Definition of Initiation
Initiation is the step in the process of transcription (converting the DNA strand into mRNA) that involves the binding of an enzyme i.e. RNA polymerase to the promoter region of the DNA strand which basically tells the polymerase to begin transcribing. The promoter region is composed of DNA sequences and every gene has its own defined promoter. In this way, it is known to be the first step that begins the synthesis of RNA. The RNA polymerase synthesizes the new strand of RNA from the DNA template in the 5’ to 3’ direction.
Several other enzymes come and play their role in transcription the DNA strand. The transcription process is increased when an inducer comes and gets attached to the template. On the contrary, the process of transcription is inhibited by small effector molecules that get attached to the activator protein. These molecules are known as inhibitors and they cause the protein to be released from the DNA strand.
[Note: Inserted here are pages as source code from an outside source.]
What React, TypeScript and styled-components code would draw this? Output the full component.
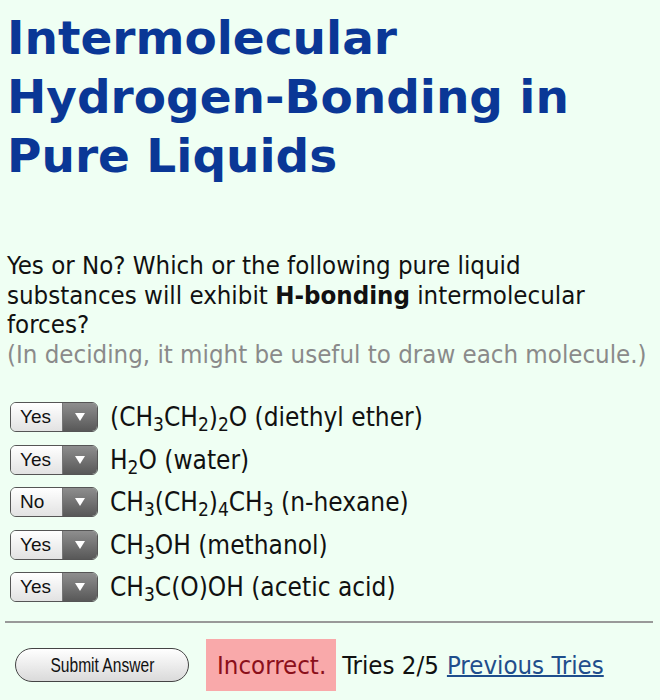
import styled, { createGlobalStyle } from 'styled-components';

const GlobalStyle = createGlobalStyle`
  html, body {
    margin: 0;
    padding: 0;
    background: #effff3;
  }
  body {
    font-family: 'DejaVu Sans Condensed', 'DejaVu Sans', Verdana, sans-serif;
    color: #111;
  }
`;

const Page = styled.div`
  padding: 0 8px 0 7px;
`;

const Title = styled.h1`
  margin: 0;
  padding-top: 8px;
  font-family: 'DejaVu Sans', Verdana, sans-serif;
  font-weight: bold;
  font-size: 47px;
  line-height: 59px;
  color: #0a3796;
`;

const Question = styled.div`
  margin-top: 66px;
  font-size: 25.6px;
  line-height: 29.6px;
  width: 620px;
`;

const Hint = styled.div`
  color: #8a8a8a;
  white-space: nowrap;
`;

const Items = styled.div`
  margin-top: 33px;
  display: flex;
  flex-direction: column;
  gap: 12.5px;
`;

const Row = styled.div`
  display: flex;
  align-items: center;
  gap: 12px;
  height: 30px;
`;

const Select = styled.div`
  margin-left: 3px;
  display: flex;
  width: 88px;
  height: 30px;
  border: 1px solid #555;
  border-radius: 6px;
  overflow: hidden;
  box-sizing: border-box;
`;

const SelectValue = styled.div`
  flex: 1;
  display: flex;
  align-items: center;
  padding-left: 9px;
  font-family: 'Liberation Sans', Arial, sans-serif;
  font-size: 19px;
  color: #111;
  background: linear-gradient(#ffffff, #e2e2e2);
`;

const SelectArrow = styled.div`
  width: 34px;
  display: flex;
  align-items: center;
  justify-content: center;
  background: linear-gradient(#8e8e8e, #585858);
  border-left: 1px solid #777;
`;

const Chem = styled.span`
  font-size: 26px;
  sub {
    font-size: 19px;
    line-height: 0;
    vertical-align: -5px;
  }
`;

const Rule = styled.hr`
  margin: 19px 0 0 -2px;
  width: 648px;
  border: none;
  border-top: 2px solid #999;
`;

const Footer = styled.div`
  margin-top: 16px;
  display: flex;
  align-items: center;
  font-size: 25.6px;
`;

const SubmitButton = styled.button`
  margin-left: 8px;
  width: 174px;
  height: 34px;
  padding: 0;
  border: 1px solid #444;
  border-radius: 17px;
  background: linear-gradient(#ffffff, #dadada);
  font-family: 'Liberation Sans', Arial, sans-serif;
  font-size: 20.5px;
  color: #111;
`;

const ButtonLabel = styled.span`
  display: inline-block;
  transform: scaleX(0.76);
`;

const Status = styled.span`
  margin-left: 17px;
  padding: 11px 10px 11px 11px;
  background: #f9a9aa;
  color: #8b0f1a;
`;

const Tries = styled.span`
  margin-left: 6px;
`;

const Link = styled.a`
  margin-left: 8px;
  color: #1f4e8c;
  text-decoration: underline;
  text-decoration-thickness: 2px;
`;

const Arrow = () => (
  <svg width="12" height="10" viewBox="0 0 12 10">
    <path d="M1 1 L11 1 L6 9 Z" fill="#fff" />
  </svg>
);

const items: { value: string; label: React.ReactNode }[] = [
  { value: 'Yes', label: <>(CH<sub>3</sub>CH<sub>2</sub>)<sub>2</sub>O (diethyl ether)</> },
  { value: 'Yes', label: <>H<sub>2</sub>O (water)</> },
  { value: 'No', label: <>CH<sub>3</sub>(CH<sub>2</sub>)<sub>4</sub>CH<sub>3</sub> (n-hexane)</> },
  { value: 'Yes', label: <>CH<sub>3</sub>OH (methanol)</> },
  { value: 'Yes', label: <>CH<sub>3</sub>C(O)OH (acetic acid)</> },
];

export default function App() {
  return (
    <>
      <GlobalStyle />
      <Page>
        <Title>
          Intermolecular
          <br />
          Hydrogen-Bonding in
          <br />
          Pure Liquids
        </Title>
        <Question>
          Yes or No? Which or the following pure liquid
          <br />
          substances will exhibit <b>H-bonding</b> intermolecular
          <br />
          forces?
          <Hint>(In deciding, it might be useful to draw each molecule.)</Hint>
        </Question>
        <Items>
          {items.map((item, i) => (
            <Row key={i}>
              <Select>
                <SelectValue>{item.value}</SelectValue>
                <SelectArrow>
                  <Arrow />
                </SelectArrow>
              </Select>
              <Chem>{item.label}</Chem>
            </Row>
          ))}
        </Items>
        <Rule />
        <Footer>
          <SubmitButton>
            <ButtonLabel>Submit Answer</ButtonLabel>
          </SubmitButton>
          <Status>Incorrect.</Status>
          <Tries>Tries 2/5</Tries>
          <Link href="#">Previous Tries</Link>
        </Footer>
      </Page>
    </>
  );
}
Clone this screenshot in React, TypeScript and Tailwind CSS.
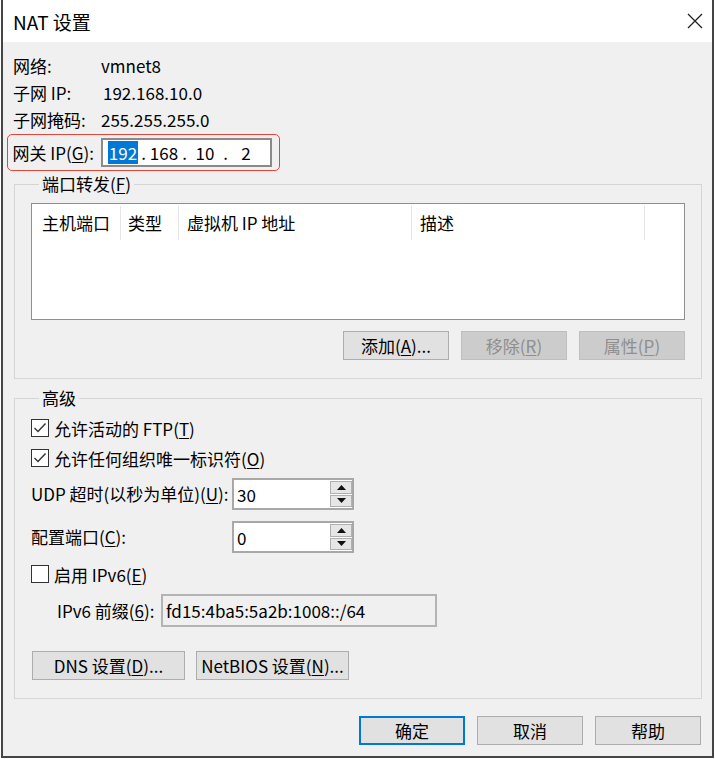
import React from "react";

const FONT = "font-['Noto_Sans_CJK_SC','Noto_Sans',sans-serif]";

function U({ children }: { children: React.ReactNode }) {
  return <span className="underline decoration-1 underline-offset-[2px]">{children}</span>;
}

function Btn({
  children,
  className = "",
  disabled = false,
  primary = false,
}: {
  children: React.ReactNode;
  className?: string;
  disabled?: boolean;
  primary?: boolean;
}) {
  const base = "h-[29px] flex items-center justify-center text-[17px] leading-none";
  const look = disabled
    ? "bg-[#cccccc] border border-[#bfbfbf] text-[#8f8f8f]"
    : primary
    ? "bg-[#e1e1e1] border-2 border-[#0078d7] text-black"
    : "bg-[#e1e1e1] border border-[#adadad] text-black";
  return <div className={`${base} ${look} ${className}`}>{children}</div>;
}

function Checkbox({ checked, label }: { checked: boolean; label: React.ReactNode }) {
  return (
    <div className="h-[30px] flex items-center gap-[5px]">
      <span className="w-[18px] h-[18px] border border-[#333333] bg-white flex items-center justify-center">
        {checked && (
          <svg width="16" height="16" viewBox="0 0 16 16">
            <polyline points="2.5,8 6,11.5 13.5,3.5" fill="none" stroke="#333333" strokeWidth="1.4" />
          </svg>
        )}
      </span>
      <span className="text-[17px] leading-none">{label}</span>
    </div>
  );
}

function SpinBox({ value }: { value: string }) {
  return (
    <div className="w-[122px] h-[32px] border-2 border-[#a8a8a8] bg-white flex">
      <div className="flex-1 pl-[3px] flex items-center text-[17px] leading-none">{value}</div>
      <div className="w-[22px] flex flex-col gap-[1px] py-[1px]">
        <div className="h-[13px] border border-[#b0b0b0] bg-[#e6e6e6] flex items-center justify-center">
          <svg width="9" height="5" viewBox="0 0 9 5">
            <polygon points="0,5 4.5,0 9,5" fill="#111111" />
          </svg>
        </div>
        <div className="h-[13px] border border-[#b0b0b0] bg-[#e6e6e6] flex items-center justify-center">
          <svg width="9" height="5" viewBox="0 0 9 5">
            <polygon points="0,0 9,0 4.5,5" fill="#111111" />
          </svg>
        </div>
      </div>
    </div>
  );
}

function IpField({ value, selected, dot }: { value: string; selected?: boolean; dot: boolean }) {
  return (
    <div className="flex items-center">
      <div className="w-[37px] flex justify-center">
        <span className={selected ? "bg-[#0078d7] text-white px-[1px] leading-[23px]" : "leading-[23px]"}>{value}</span>
      </div>
      <div className="w-[4px] flex justify-center">{dot ? "." : ""}</div>
    </div>
  );
}

export default function App() {
  return (
    <div className={`w-[715px] h-[759px] bg-white text-black ${FONT}`}>
      <div className="ml-[1px] w-[713px] h-[758px] border-2 border-t-0 border-[#454545] flex flex-col">
        {/* Title bar */}
        <div className="h-[42px] bg-white flex items-center justify-between pl-[10px] pr-[9px]">
          <span className="text-[19px] leading-none">NAT 设置</span>
          <svg width="16" height="16" viewBox="0 0 16 16">
            <path d="M1 1 L15 15 M15 1 L1 15" stroke="#222222" strokeWidth="1.3" />
          </svg>
        </div>

        {/* Body */}
        <div className="flex-1 bg-[#f0f0f0] pl-[10px] pt-[10px] flex flex-col text-[17px]">
          <div className="h-[27px] flex items-center">
            <span className="w-[88px]">网络:</span>
            <span>vmnet8</span>
          </div>
          <div className="h-[27px] flex items-center">
            <span className="w-[90px]">子网 IP:</span>
            <span>192.168.10.0</span>
          </div>
          <div className="h-[27px] flex items-center">
            <span className="w-[88px]">子网掩码:</span>
            <span>255.255.255.0</span>
          </div>

          {/* Gateway (highlighted) */}
          <div className="-ml-[6px] mt-[1px] w-[273px] h-[37px] border-[1.5px] border-[#e4463a] rounded-[5px] pl-[4.5px] flex items-center">
            <span className="w-[88px]">
              网关 IP(<U>G</U>):
            </span>
            <div className="w-[171px] h-[29px] border-2 border-[#8a8a8a] bg-white pl-[2px] flex items-center">
              <IpField value="192" selected dot />
              <IpField value="168" dot />
              <IpField value="10" dot />
              <IpField value="2" dot={false} />
            </div>
          </div>

          {/* Port forwarding */}
          <fieldset className="ml-[1px] mt-[2px] w-[688px] border border-[#d5d5d5] pl-[16px] pr-[16px] pt-[8px] pb-[18px]">
            <legend className="ml-[8px] px-[3px] leading-[22px]">
              端口转发(<U>F</U>)
            </legend>
            <div className="h-[117px] w-[654px] border border-[#8e8f96] bg-white">
              <div className="flex h-[34px] mt-[2px]">
                <div className="w-[89px] pl-[10px] flex items-center border-r border-[#e5e5e5]">主机端口</div>
                <div className="w-[58px] pl-[7px] flex items-center border-r border-[#e5e5e5]">类型</div>
                <div className="w-[233px] pl-[8px] flex items-center border-r border-[#e5e5e5]">虚拟机 IP 地址</div>
                <div className="w-[233px] pl-[8px] flex items-center border-r border-[#e5e5e5]">描述</div>
              </div>
            </div>
            <div className="mt-[11px] flex justify-end gap-[12px]">
              <Btn className="w-[106px]">
                添加(<U>A</U>)...
              </Btn>
              <Btn className="w-[106px]" disabled>
                移除(<U>R</U>)
              </Btn>
              <Btn className="w-[106px]" disabled>
                属性(<U>P</U>)
              </Btn>
            </div>
          </fieldset>

          {/* Advanced */}
          <fieldset className="ml-[1px] mt-[8px] w-[688px] border border-[#d5d5d5] pl-[16px] pr-[16px] pt-[4px] pb-[18px]">
            <legend className="ml-[8px] px-[3px] leading-[22px]">高级</legend>
            <Checkbox
              checked
              label={
                <>
                  允许活动的 FTP(<U>T</U>)
                </>
              }
            />
            <Checkbox
              checked
              label={
                <>
                  允许任何组织唯一标识符(<U>O</U>)
                </>
              }
            />
            <div className="mt-[5px] h-[32px] flex items-center">
              <span className="w-[201px]">
                UDP 超时(以秒为单位)(<U>U</U>):
              </span>
              <SpinBox value="30" />
            </div>
            <div className="mt-[11px] h-[32px] flex items-center">
              <span className="w-[201px]">
                配置端口(<U>C</U>):
              </span>
              <SpinBox value="0" />
            </div>
            <div className="mt-[6px]">
              <Checkbox
                checked={false}
                label={
                  <>
                    启用 IPv6(<U>E</U>)
                  </>
                }
              />
            </div>
            <div className="mt-[5px] h-[33px] flex items-center">
              <span className="w-[130px] pl-[26px]">
                IPv6 前缀(<U>6</U>):
              </span>
              <div className="w-[276px] h-[33px] border-2 border-[#b4b4b4] bg-[#f0f0f0] pl-[3px] flex items-center leading-none">
                fd15:4ba5:5a2b:1008::/64
              </div>
            </div>
            <div className="mt-[24px] ml-[1px] flex gap-[11px]">
              <Btn className="w-[153px]">
                DNS 设置(<U>D</U>)...
              </Btn>
              <Btn className="w-[153px]">
                NetBIOS 设置(<U>N</U>)...
              </Btn>
            </div>
          </fieldset>

          {/* Dialog buttons */}
          <div className="mt-[17px] pr-[11px] flex justify-end gap-[12px]">
            <Btn className="w-[106px]" primary>
              确定
            </Btn>
            <Btn className="w-[106px]">取消</Btn>
            <Btn className="w-[106px]">帮助</Btn>
          </div>
        </div>
      </div>
    </div>
  );
}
These inhibitors can be used as antibiotics and antifungals.
The initiation can also be defined in terms of the translation process which involves the formation of a complex between the messenger RNA, the initiator RNA, and the subunits of ribosomes. The Initiator tRNA is responsible for recognizing the start codon that is present in the mRNA. Its structure plays a pivotal role in the process and it binds directly with the peptidyl (P) site of the ribosomal subunit.